The visual style utilizes "Violent Naturalism," characterized by over-saturated yellows and greens, high-contrast lighting that mimics an "interrogation lamp," and extreme close-ups of rot, insects, and pollen. The camera work should be handheld and slightly unstable to mirror Ben’s hangover and deteriorating mental state, using subtle frame-rate shifts to depict Mrs. Hanley’s "gliding."
The tone is a blend of A24-style folk horror and the cynical, urban grit of Search Party. It relies on the "Uncanny Valley" effect—taking a peaceful, mundane setting like a community garden and injecting it with subtle, impossible details that create a sense of deep-seated wrongness.
The target audience consists of adults aged 18-35 who enjoy elevated horror, philosophical puzzles, and dark satires of modern millennial/Gen-Z culture. It appeals to fans of anthology series like Black Mirror or Room 104, as well as viewers who appreciate the "New Weird" literary genre.

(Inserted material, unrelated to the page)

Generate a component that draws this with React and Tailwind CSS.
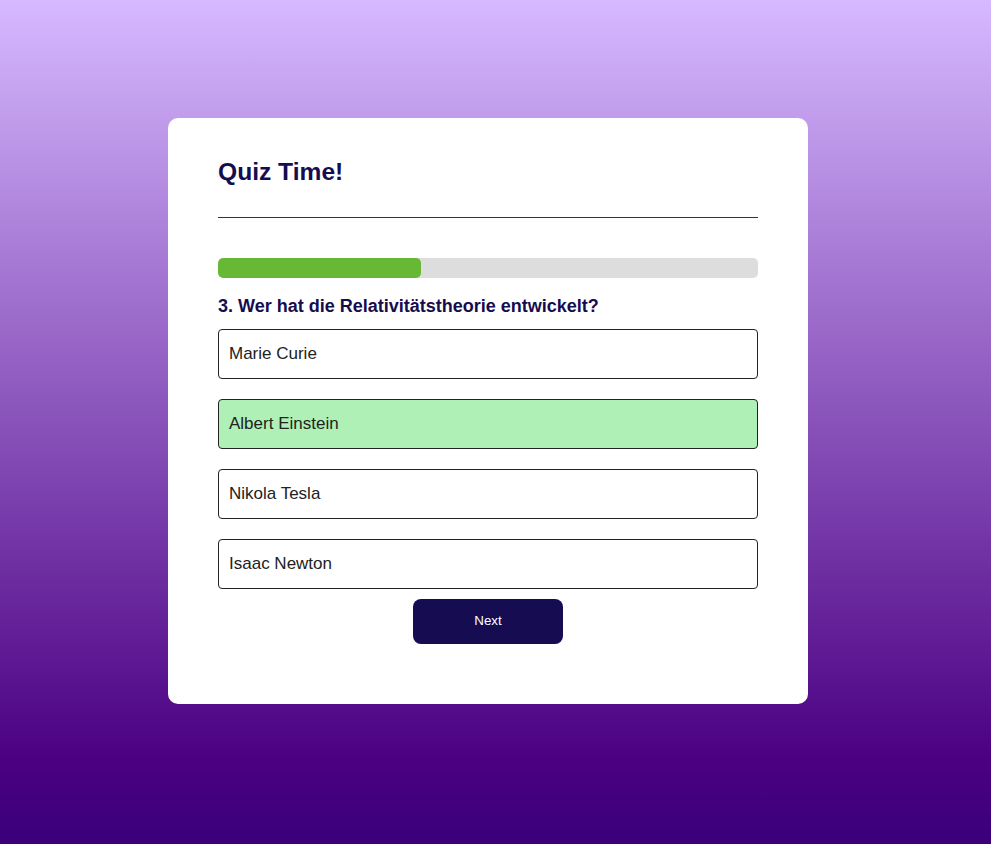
import React, { useState } from 'react';

const question = {
  number: 3,
  text: 'Wer hat die Relativitätstheorie entwickelt?',
  options: ['Marie Curie', 'Albert Einstein', 'Nikola Tesla', 'Isaac Newton'],
};

function App() {
  const [selected, setSelected] = useState('Albert Einstein');
  const progress = 37.5;

  return (
    <div
      className="min-h-screen w-full bg-[linear-gradient(to_bottom,#d6b9ff_0%,#4b0082_90%,#3a007a_100%)] pt-[118px] pr-[15px] flex justify-center items-start"
      style={{ fontFamily: '"Liberation Sans", Arial, sans-serif' }}
    >
      <div className="w-[640px] bg-white rounded-[10px] px-[50px] pt-[40px] pb-[60px]">
        <h1 className="text-[24.6px] font-bold text-[#150d4f] leading-[1.15]">Quiz Time!</h1>
        <hr className="mt-[31px] border-0 border-t border-[#333]" />

        <div className="mt-[40px] h-[20px] w-full rounded-[5px] bg-[#dddddd] overflow-hidden">
          <div className="h-full rounded-[5px] bg-[#66b835]" style={{ width: `${progress}%` }} />
        </div>

        <h2 className="mt-[18px] text-[18px] font-bold text-[#150d4f] leading-[1.15]">
          {question.number}. {question.text}
        </h2>

        <div className="mt-[12px] flex flex-col gap-[20px]">
          {question.options.map((opt) => (
            <button
              key={opt}
              onClick={() => setSelected(opt)}
              className={`h-[50px] w-full text-left px-[10px] border border-[#222] rounded-[4px] text-[17px] text-[#222] ${
                selected === opt ? 'bg-[#aff0b6]' : 'bg-white'
              }`}
            >
              {opt}
            </button>
          ))}
        </div>

        <div className="mt-[10px] flex justify-center">
          <button className="w-[150px] h-[45px] rounded-[8px] bg-[#160c52] text-[13.33px] text-white">
            Next
          </button>
        </div>
      </div>
    </div>
  );
}

export default App;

The pacing follows a "Pressure Cooker" model, starting slow and languid to establish the oppressive heat and Ben's physical state, then accelerating into a frantic, staccato rhythm during the exorcism attempt. The 12-minute runtime is divided into a tight three-act structure: the discovery (3 mins), the preparation (4 mins), and the confrontation/aftermath (5 mins).
The "gliding" effect for Mrs. Hanley should be achieved through practical rigs (such as a hidden low-profile dolly) or subtle plate shots to maintain a grounded, uncanny feel rather than obvious CGI. This ensures the horror feels "baked into" the environment rather than added on top of it.
Sound design is the most critical production element, utilizing "corrupted audio," high-frequency hums, and the absence of ambient noise (the "silence of the bees") to signal Mrs. Hanley’s presence. The contrast between the loud, abrasive city sounds outside the gate and the unnatural, filtered silence inside the garden will heighten the sense of ontological displacement.